# DATASET EXCERPTS start

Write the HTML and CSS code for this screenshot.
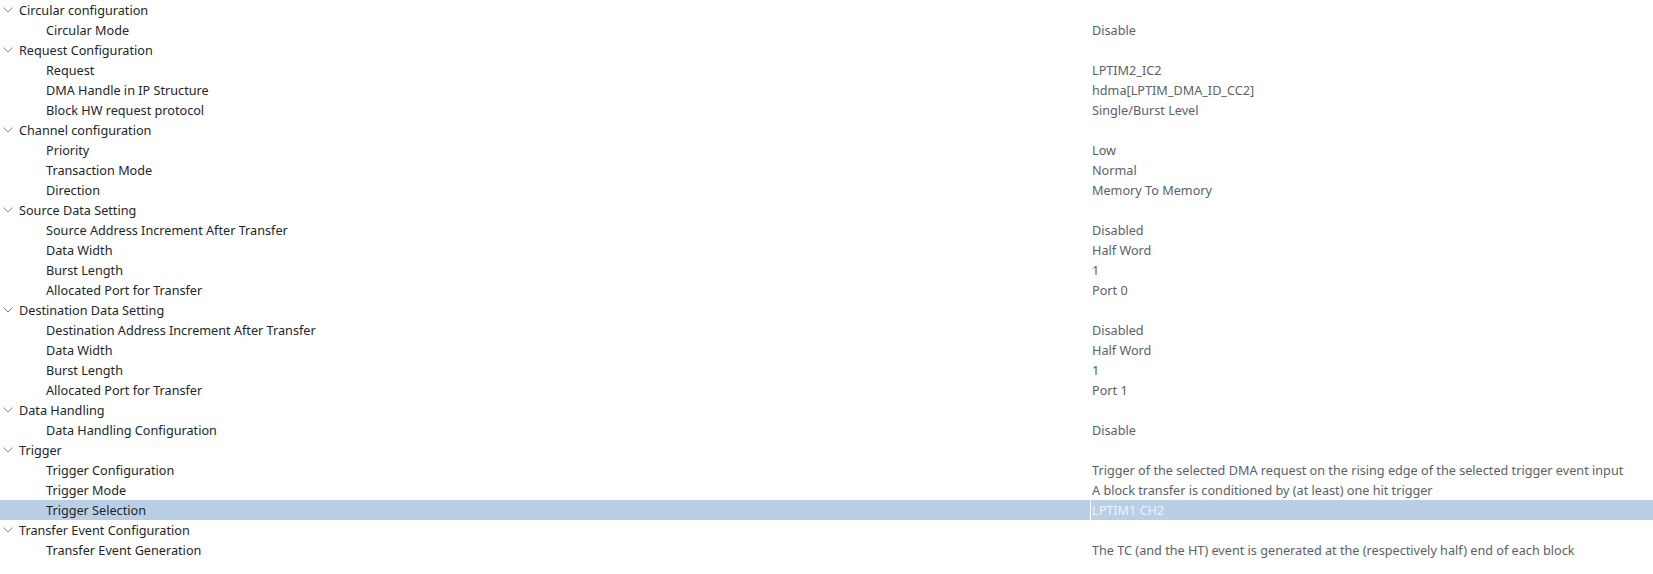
FILE: index.html
```html
<!DOCTYPE html>
<html>
<head>
<meta charset="utf-8">
<link rel="stylesheet" href="styles.css">
</head>
<body>
<div class="tree">
  <div class="row group"><div class="key"><svg class="chev" viewBox="0 0 10 6"><path d="M0.5 0.5 L5 5 L9.5 0.5"/></svg><span>Circular configuration</span></div><div class="val"></div></div>
  <div class="row"><div class="key child">Circular Mode</div><div class="val">Disable</div></div>
  <div class="row group"><div class="key"><svg class="chev" viewBox="0 0 10 6"><path d="M0.5 0.5 L5 5 L9.5 0.5"/></svg><span>Request Configuration</span></div><div class="val"></div></div>
  <div class="row"><div class="key child">Request</div><div class="val">LPTIM2_IC2</div></div>
  <div class="row"><div class="key child">DMA Handle in IP Structure</div><div class="val">hdma[LPTIM_DMA_ID_CC2]</div></div>
  <div class="row"><div class="key child">Block HW request protocol</div><div class="val">Single/Burst Level</div></div>
  <div class="row group"><div class="key"><svg class="chev" viewBox="0 0 10 6"><path d="M0.5 0.5 L5 5 L9.5 0.5"/></svg><span>Channel configuration</span></div><div class="val"></div></div>
  <div class="row"><div class="key child">Priority</div><div class="val">Low</div></div>
  <div class="row"><div class="key child">Transaction Mode</div><div class="val">Normal</div></div>
  <div class="row"><div class="key child">Direction</div><div class="val">Memory To Memory</div></div>
  <div class="row group"><div class="key"><svg class="chev" viewBox="0 0 10 6"><path d="M0.5 0.5 L5 5 L9.5 0.5"/></svg><span>Source Data Setting</span></div><div class="val"></div></div>
  <div class="row"><div class="key child">Source Address Increment After Transfer</div><div class="val">Disabled</div></div>
  <div class="row"><div class="key child">Data Width</div><div class="val">Half Word</div></div>
  <div class="row"><div class="key child">Burst Length</div><div class="val">1</div></div>
  <div class="row"><div class="key child">Allocated Port for Transfer</div><div class="val">Port 0</div></div>
  <div class="row group"><div class="key"><svg class="chev" viewBox="0 0 10 6"><path d="M0.5 0.5 L5 5 L9.5 0.5"/></svg><span>Destination Data Setting</span></div><div class="val"></div></div>
  <div class="row"><div class="key child">Destination Address Increment After Transfer</div><div class="val">Disabled</div></div>
  <div class="row"><div class="key child">Data Width</div><div class="val">Half Word</div></div>
  <div class="row"><div class="key child">Burst Length</div><div class="val">1</div></div>
  <div class="row"><div class="key child">Allocated Port for Transfer</div><div class="val">Port 1</div></div>
  <div class="row group"><div class="key"><svg class="chev" viewBox="0 0 10 6"><path d="M0.5 0.5 L5 5 L9.5 0.5"/></svg><span>Data Handling</span></div><div class="val"></div></div>
  <div class="row"><div class="key child">Data Handling Configuration</div><div class="val">Disable</div></div>
  <div class="row group"><div class="key"><svg class="chev" viewBox="0 0 10 6"><path d="M0.5 0.5 L5 5 L9.5 0.5"/></svg><span>Trigger</span></div><div class="val"></div></div>
  <div class="row"><div class="key child">Trigger Configuration</div><div class="val">Trigger of the selected DMA request on the rising edge of the selected trigger event input</div></div>
  <div class="row"><div class="key child">Trigger Mode</div><div class="val">A block transfer is conditioned by (at least) one hit trigger</div></div>
  <div class="row selected"><div class="key child">Trigger Selection</div><div class="val">LPTIM1 CH2</div></div>
  <div class="row group"><div class="key"><svg class="chev" viewBox="0 0 10 6"><path d="M0.5 0.5 L5 5 L9.5 0.5"/></svg><span>Transfer Event Configuration</span></div><div class="val"></div></div>
  <div class="row"><div class="key child">Transfer Event Generation</div><div class="val">The TC (and the HT) event is generated at the (respectively half) end of each block</div></div>
</div>
</body>
</html>
```

FILE: styles.css
```css
html, body {
  margin: 0;
  padding: 0;
  background: #ffffff;
}
body {
  font-family: "Noto Sans", "Open Sans", sans-serif;
  font-size: 12.67px;
  color: #232629;
}
.tree {
  display: flex;
  flex-direction: column;
}
.row {
  display: grid;
  grid-template-columns: 1090px 1fr;
  height: 20px;
  align-items: center;
}
.key {
  display: flex;
  align-items: center;
  white-space: nowrap;
  height: 20px;
  padding-bottom: 1px;
  box-sizing: border-box;
}
.key.child {
  padding-left: 46px;
}
.group .key span {
  margin-left: 6px;
}
.chev {
  width: 10px;
  height: 6px;
  margin-left: 3px;
  fill: none;
  stroke: #7f8488;
  stroke-width: 1;
}
.val {
  height: 20px;
  display: flex;
  align-items: center;
  padding-left: 2px;
  padding-bottom: 1px;
  box-sizing: border-box;
  color: #5c6166;
  white-space: nowrap;
}
.selected {
  background: #b9cfe6;
}
.selected .val {
  border-left: 1px solid #ffffff;
  padding-left: 1px;
  color: #eef3f9;
}
```
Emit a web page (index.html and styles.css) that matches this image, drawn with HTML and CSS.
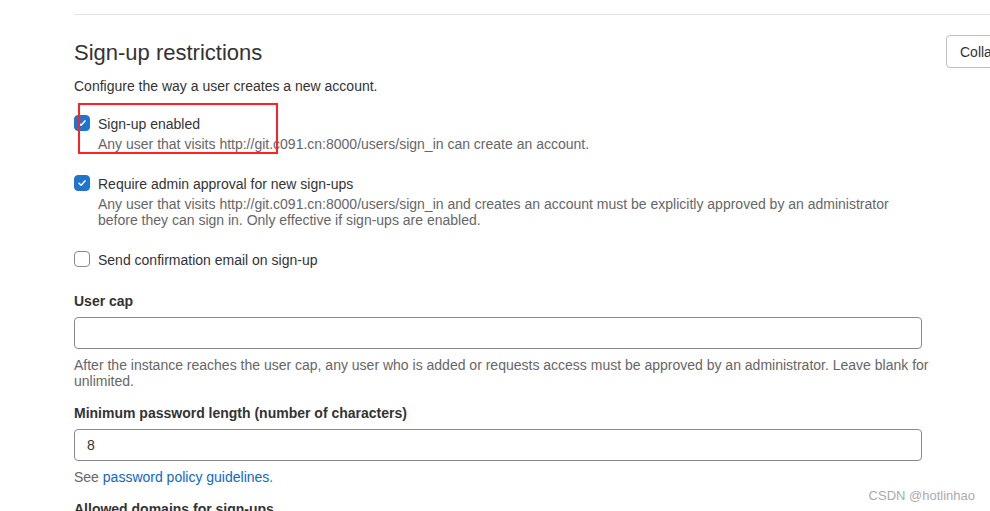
FILE: index.html
```html
<!DOCTYPE html>
<html>
<head>
<meta charset="utf-8">
<link rel="stylesheet" href="styles.css">
</head>
<body>
<div class="page">
  <div class="section">
    <div class="header">
      <div class="header-text">
        <h2 class="title">Sign-up restrictions</h2>
        <p class="desc">Configure the way a user creates a new account.</p>
      </div>
      <button class="collapse">Collapse</button>
    </div>

    <div class="check-row first">
      <span class="cb checked"><svg viewBox="0 0 16 16" width="12" height="12"><path d="M4 8.4 L6.8 11 L12 5.2" fill="none" stroke="#fff" stroke-width="2" stroke-linecap="round" stroke-linejoin="round"/></svg></span>
      <div class="check-text">
        <div class="check-label">Sign-up enabled</div>
        <div class="help">Any user that visits http://git.c091.cn:8000/users/sign_in can create an account.</div>
      </div>
      <div class="redbox"></div>
    </div>

    <div class="check-row">
      <span class="cb checked"><svg viewBox="0 0 16 16" width="12" height="12"><path d="M4 8.4 L6.8 11 L12 5.2" fill="none" stroke="#fff" stroke-width="2" stroke-linecap="round" stroke-linejoin="round"/></svg></span>
      <div class="check-text">
        <div class="check-label">Require admin approval for new sign-ups</div>
        <div class="help">Any user that visits http://git.c091.cn:8000/users/sign_in and creates an account must be explicitly approved by an administrator before they can sign in. Only effective if sign-ups are enabled.</div>
      </div>
    </div>

    <div class="check-row">
      <span class="cb"></span>
      <div class="check-text">
        <div class="check-label">Send confirmation email on sign-up</div>
      </div>
    </div>

    <div class="field first-field">
      <label class="field-label">User cap</label>
      <div class="input"></div>
      <div class="help wide">After the instance reaches the user cap, any user who is added or requests access must be approved by an administrator. Leave blank for unlimited.</div>
    </div>

    <div class="field">
      <label class="field-label">Minimum password length (number of characters)</label>
      <div class="input">8</div>
      <div class="help">See <a class="link">password policy guidelines</a>.</div>
    </div>

    <div class="field">
      <label class="field-label">Allowed domains for sign-ups</label>
    </div>
  </div>
  <div class="watermark">CSDN @hotlinhao</div>
</div>
</body>
</html>
```
FILE: styles.css
```css
* { box-sizing: border-box; }
html, body { margin: 0; padding: 0; background: #fff; }
body {
  font-family: "Segoe UI", "Liberation Sans", Arial, sans-serif;
  color: #303030;
  font-size: 14px;
  overflow: hidden;
  height: 511px;
}
.page { position: relative; height: 511px; padding: 14px 0 0 74px; overflow: hidden; }
.section {
  border-top: 1px solid #e3e3e3;
  padding-top: 22px;
}
.header { display: flex; justify-content: space-between; align-items: flex-start; }
.title {
  margin: 0;
  font-size: 22px;
  font-weight: 400;
  line-height: 32px;
  color: #333;
}
.desc { margin: 9px 0 0; line-height: 16px; color: #333; }
.collapse {
  margin-top: -2px;
  margin-right: -60px;
  width: 104px;
  height: 33px;
  border: 1px solid #bfbfbf;
  border-radius: 4px;
  background: #fff;
  font: inherit;
  color: #333;
  text-align: left;
  padding-left: 13px;
}
.check-row { position: relative; display: flex; gap: 8px; margin-top: 22px; }
.check-row.first { margin-top: 20px; }
.cb {
  flex: none;
  width: 16px; height: 16px;
  margin-top: 1px;
  border: 1px solid #89888d;
  border-radius: 4px;
  background: #fff;
  display: flex; align-items: center; justify-content: center;
}
.cb.checked { background: #1f75cb; border-color: #1f75cb; }
.check-text { line-height: 20px; }
.check-label { color: #333; }
.help { color: #666; line-height: 16px; font-size: 14px; max-width: 830px; }
.check-text .help { margin-top: 2px; }
.help.wide { max-width: none; width: 870px; }
.redbox {
  position: absolute;
  left: 4px; top: -11px;
  width: 200px; height: 51px;
  border: 2px solid #f22;
}
.field { margin-top: 14px; width: 848px; }
.field.first-field { margin-top: 21px; }
.field-label { display: block; font-weight: 600; line-height: 20px; margin-bottom: 6px; color: #333; }
.input {
  height: 32px;
  border: 1px solid #89888d;
  border-radius: 4px;
  padding: 0 12px;
  line-height: 30px;
  color: #333;
}
.field .help { margin-top: 8px; }
.link { color: #1068bf; text-decoration: none; }
.watermark {
  position: absolute;
  right: 15px; bottom: 8px;
  color: #aaa;
  font-size: 13px;
  font-family: "Liberation Sans", Arial, sans-serif;
}
```
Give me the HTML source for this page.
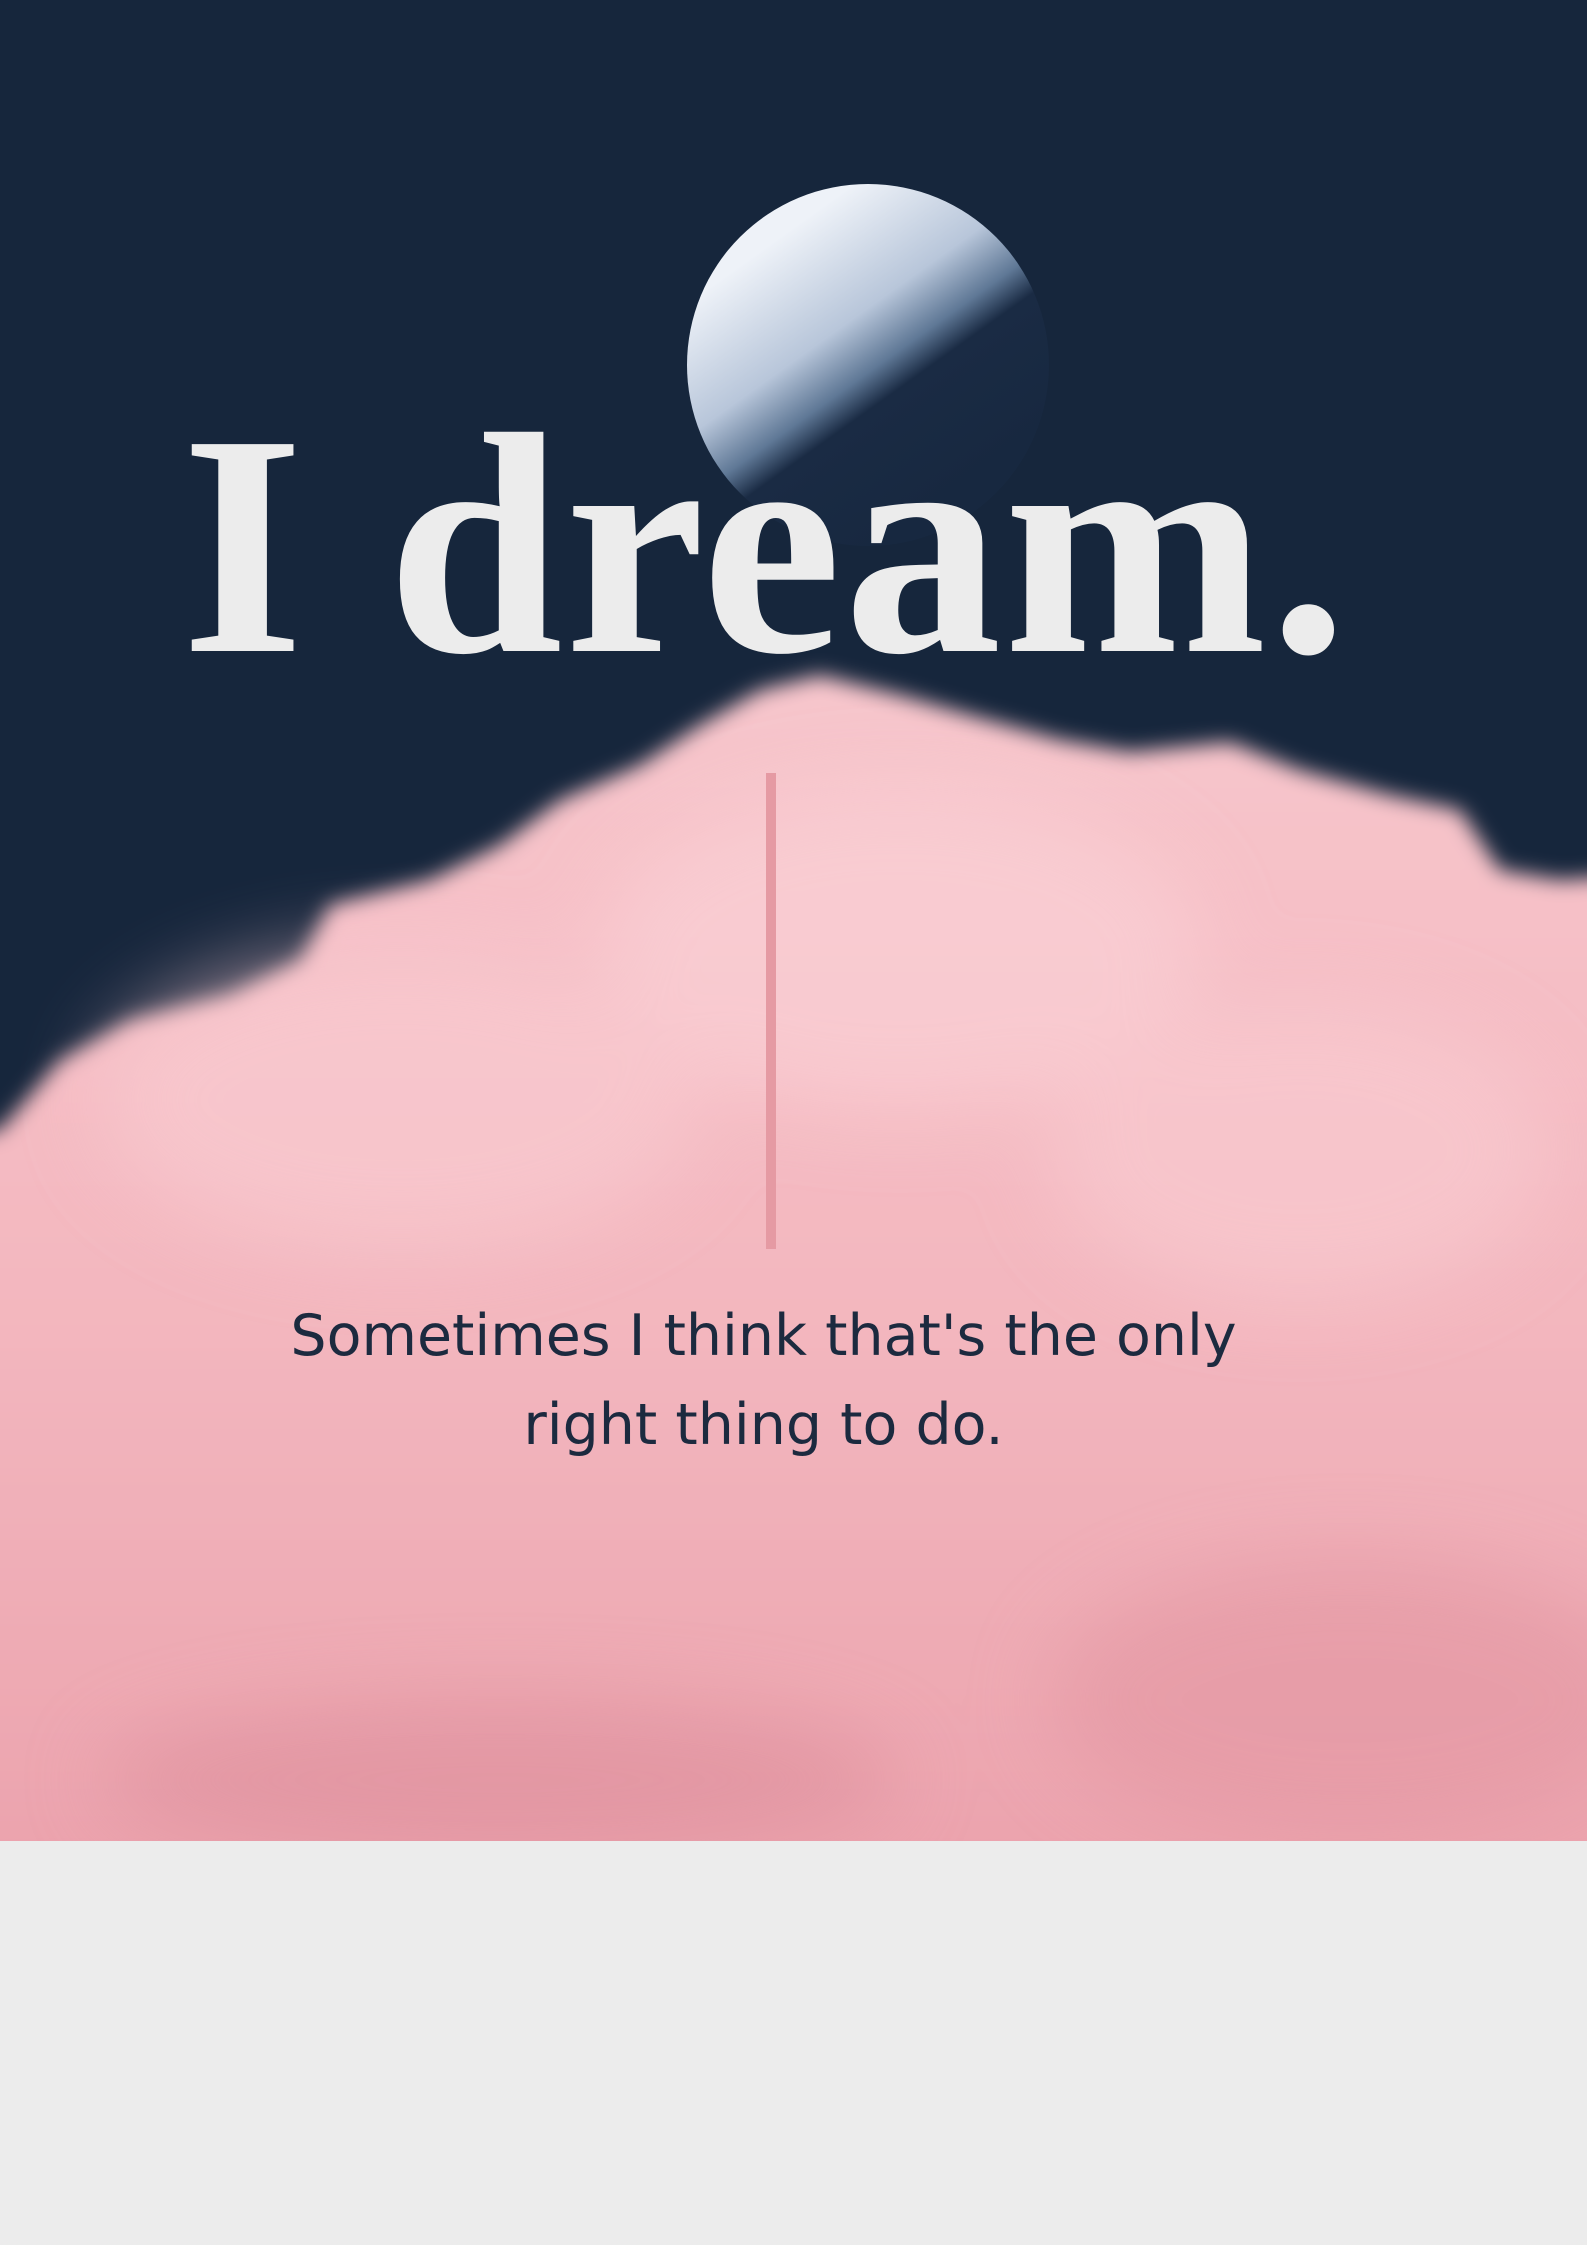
<!DOCTYPE html>
<html><head><meta charset="utf-8"><style>
html,body{margin:0;padding:0;background:#ececec}
body{width:1587px;height:2245px;position:relative;overflow:hidden}
svg{position:absolute;left:0;top:0}
.t{position:absolute;left:-28px;width:1587px;text-align:center;font-family:"Liberation Serif",serif;font-weight:bold;color:#ececec;font-size:316px;top:355px;line-height:380px;letter-spacing:2px}
.s{position:absolute;left:0;width:1527px;text-align:center;font-family:"DejaVu Sans",sans-serif;color:#1c2a3f;font-size:57px;line-height:89px;top:1292px}
.l{position:absolute;left:766px;top:773px;width:10px;height:476px;background:#e59aa3}
</style></head><body>
<svg width="1587" height="2245" viewBox="0 0 1587 2245">
<defs>
<linearGradient id="mg" x1="0.25" y1="0.15" x2="0.75" y2="0.85">
<stop offset="0" stop-color="#eef2f8"/><stop offset="0.35" stop-color="#b8c6da"/><stop offset="0.52" stop-color="#5f7896"/><stop offset="0.62" stop-color="#1a2b44"/><stop offset="1" stop-color="#172840"/>
</linearGradient>
<linearGradient id="cg" x1="0" y1="0" x2="0" y2="1">
<stop offset="0" stop-color="#f7c6cc"/><stop offset="0.5" stop-color="#f3b6be"/><stop offset="1" stop-color="#e99ea9"/>
</linearGradient>
<filter id="b"><feGaussianBlur stdDeviation="10"/></filter>
<filter id="b2"><feGaussianBlur stdDeviation="40"/></filter>
<clipPath id="c"><rect width="1587" height="1841"/></clipPath>
</defs>
<rect width="1587" height="1841" fill="#16263c"/>
<circle cx="868" cy="365" r="181" fill="url(#mg)"/>
<g clip-path="url(#c)">
<g filter="url(#b)">
<path d="M-100,1150 L0,1130 L60,1060 L130,1020 L230,995 L300,960 L330,905 L430,880 L500,845 L560,800 L640,765 L700,725 L760,690 L820,675 L900,695 L980,718 L1060,740 L1130,752 L1230,742 L1300,770 L1390,795 L1460,810 L1500,870 L1560,880 L1700,870 L1700,2000 L-100,2000 Z" fill="url(#cg)"/>
</g>
<g filter="url(#b2)" opacity="0.6">
<ellipse cx="900" cy="950" rx="300" ry="160" fill="#fbd3d8"/>
<ellipse cx="400" cy="1100" rx="300" ry="150" fill="#f9ccd2"/>
<ellipse cx="1300" cy="1150" rx="250" ry="150" fill="#f9ccd2"/>
<ellipse cx="500" cy="1780" rx="400" ry="80" fill="#dd8e9b"/>
<ellipse cx="1350" cy="1700" rx="300" ry="140" fill="#e396a2"/>
</g>
</g>
</svg>
<div class="t">I dream.</div>
<div class="l"></div>
<div class="s">Sometimes I think that's the only<br>right thing to do.</div>
</body></html>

# DATASET EXCERPTS end

### BRIEF
Each line in the entries above that includes the string "this" should be extracted.

### OUTPUT OF THE TASK
Write the HTML and CSS code for this screenshot.
Emit a web page (index.html and styles.css) that matches this image, drawn with HTML and CSS.
Give me the HTML source for this page.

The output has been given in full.